Exercise:
Check each line of the records below and collect those holding "this".

Provided data:
◇ ◇ ◇ ◇
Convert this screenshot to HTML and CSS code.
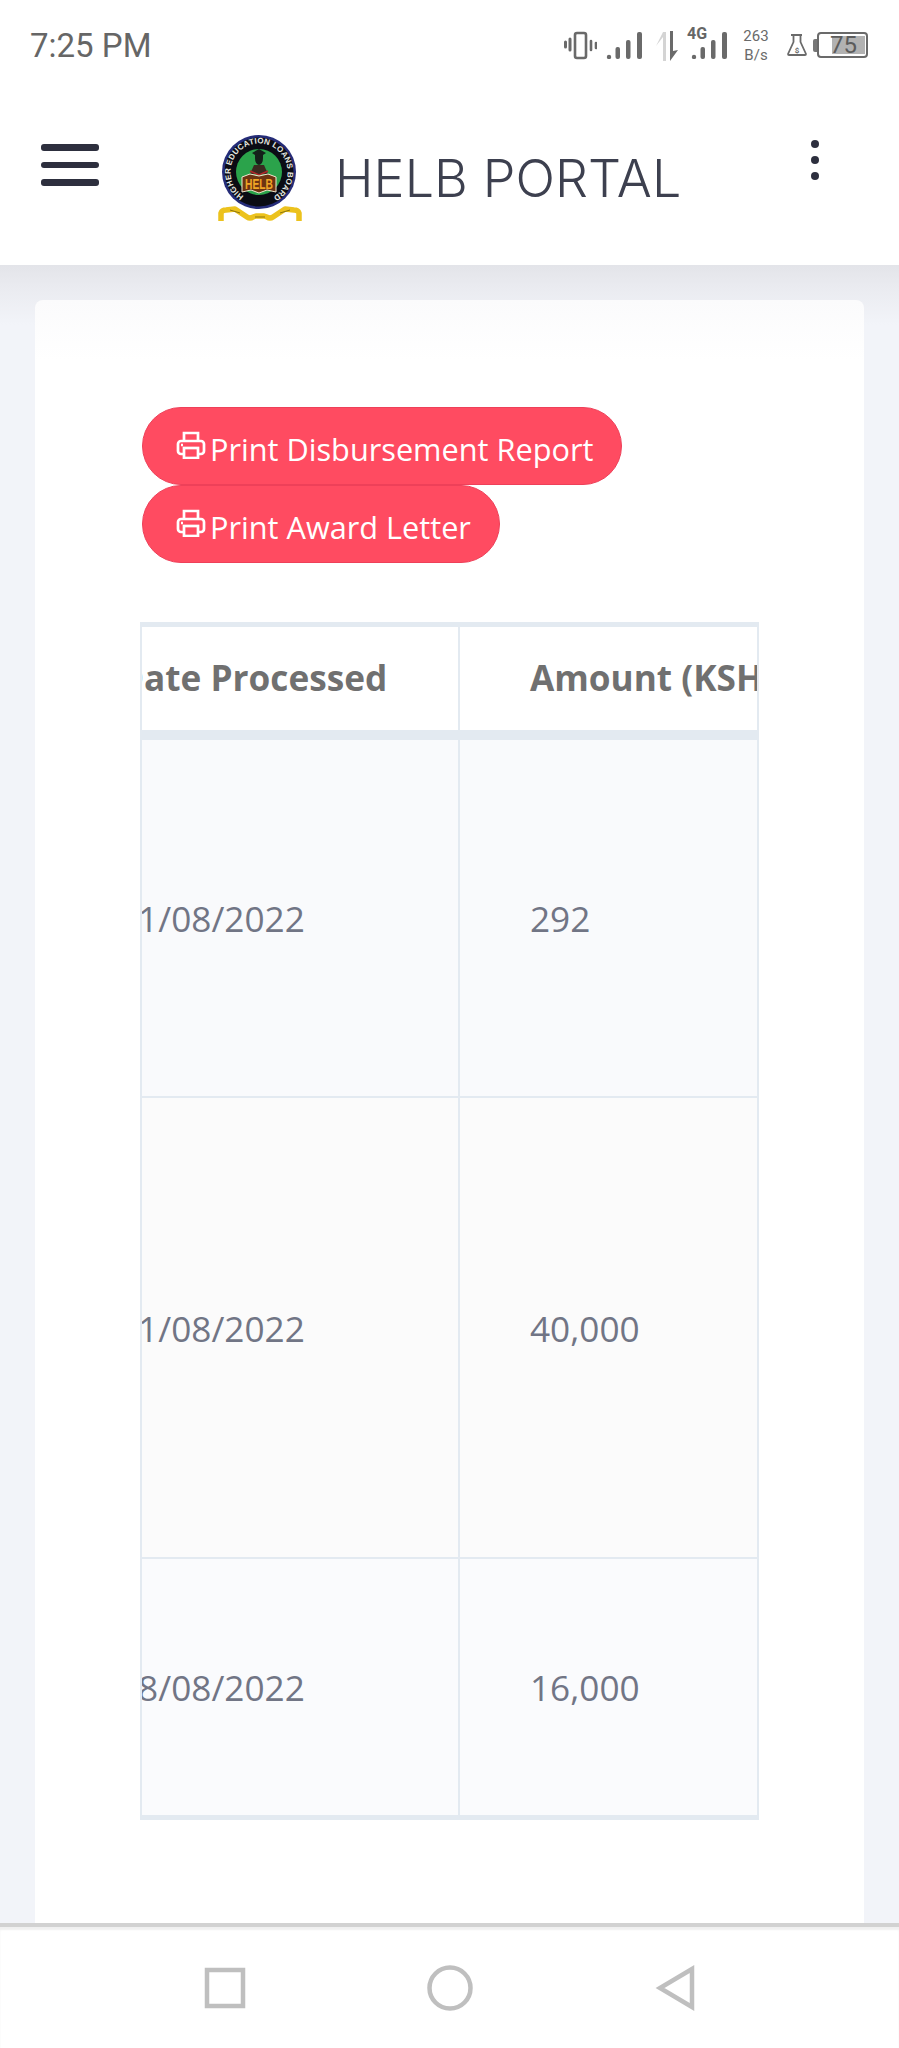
◇ ◇ ◇ ◇
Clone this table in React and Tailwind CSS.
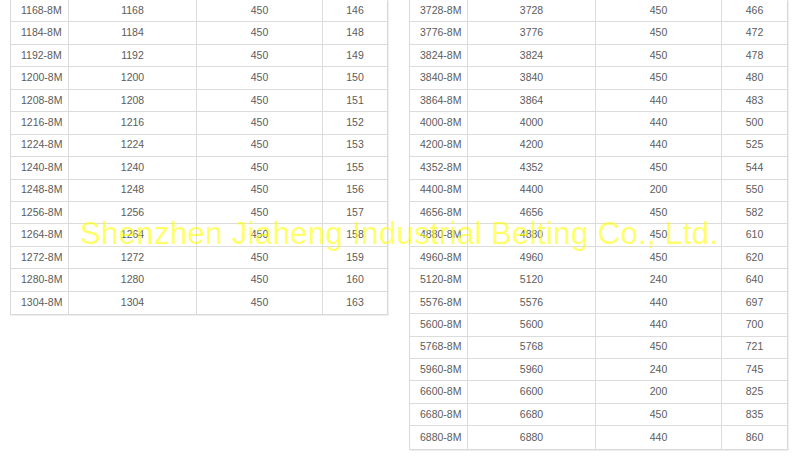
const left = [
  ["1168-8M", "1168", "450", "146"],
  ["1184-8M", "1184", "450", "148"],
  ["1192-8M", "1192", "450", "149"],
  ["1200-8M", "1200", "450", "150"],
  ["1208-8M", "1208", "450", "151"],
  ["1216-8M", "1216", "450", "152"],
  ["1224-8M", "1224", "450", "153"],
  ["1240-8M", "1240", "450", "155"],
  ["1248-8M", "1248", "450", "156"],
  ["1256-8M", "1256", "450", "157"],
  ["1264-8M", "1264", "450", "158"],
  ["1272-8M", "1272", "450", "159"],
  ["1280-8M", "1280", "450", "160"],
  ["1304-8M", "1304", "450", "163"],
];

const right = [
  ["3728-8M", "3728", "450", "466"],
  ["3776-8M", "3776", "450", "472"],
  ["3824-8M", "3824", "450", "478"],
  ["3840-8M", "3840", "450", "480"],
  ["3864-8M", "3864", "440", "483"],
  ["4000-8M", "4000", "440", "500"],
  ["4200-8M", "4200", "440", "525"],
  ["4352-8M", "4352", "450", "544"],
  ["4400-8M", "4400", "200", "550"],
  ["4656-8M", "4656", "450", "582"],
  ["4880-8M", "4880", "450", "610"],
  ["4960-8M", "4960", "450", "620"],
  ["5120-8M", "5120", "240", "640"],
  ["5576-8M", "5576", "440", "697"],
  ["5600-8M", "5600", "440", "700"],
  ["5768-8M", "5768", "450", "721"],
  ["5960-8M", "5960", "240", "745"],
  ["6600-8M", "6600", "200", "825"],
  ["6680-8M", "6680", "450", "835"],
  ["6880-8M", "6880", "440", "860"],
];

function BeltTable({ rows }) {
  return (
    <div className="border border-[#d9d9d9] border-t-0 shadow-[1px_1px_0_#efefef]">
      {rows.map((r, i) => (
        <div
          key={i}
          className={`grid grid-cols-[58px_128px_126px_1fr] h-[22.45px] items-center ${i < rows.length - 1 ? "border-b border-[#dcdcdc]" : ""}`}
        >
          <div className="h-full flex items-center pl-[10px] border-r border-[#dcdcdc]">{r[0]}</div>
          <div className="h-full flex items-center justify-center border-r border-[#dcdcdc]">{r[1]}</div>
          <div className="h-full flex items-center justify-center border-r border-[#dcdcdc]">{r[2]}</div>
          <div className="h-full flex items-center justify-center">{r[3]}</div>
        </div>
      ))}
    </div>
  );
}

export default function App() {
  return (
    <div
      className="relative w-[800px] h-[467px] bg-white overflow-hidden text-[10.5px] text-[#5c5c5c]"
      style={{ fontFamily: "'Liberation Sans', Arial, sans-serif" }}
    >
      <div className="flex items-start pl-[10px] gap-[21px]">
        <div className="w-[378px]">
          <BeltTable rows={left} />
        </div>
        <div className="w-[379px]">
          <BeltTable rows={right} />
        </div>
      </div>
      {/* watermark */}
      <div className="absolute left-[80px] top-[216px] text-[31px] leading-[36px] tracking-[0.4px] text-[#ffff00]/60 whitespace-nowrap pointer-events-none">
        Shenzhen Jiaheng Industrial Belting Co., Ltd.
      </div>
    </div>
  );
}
◇ ◇ ◇ ◇
Solution:
Convert this screenshot to HTML and CSS code.
Clone this table in React and Tailwind CSS.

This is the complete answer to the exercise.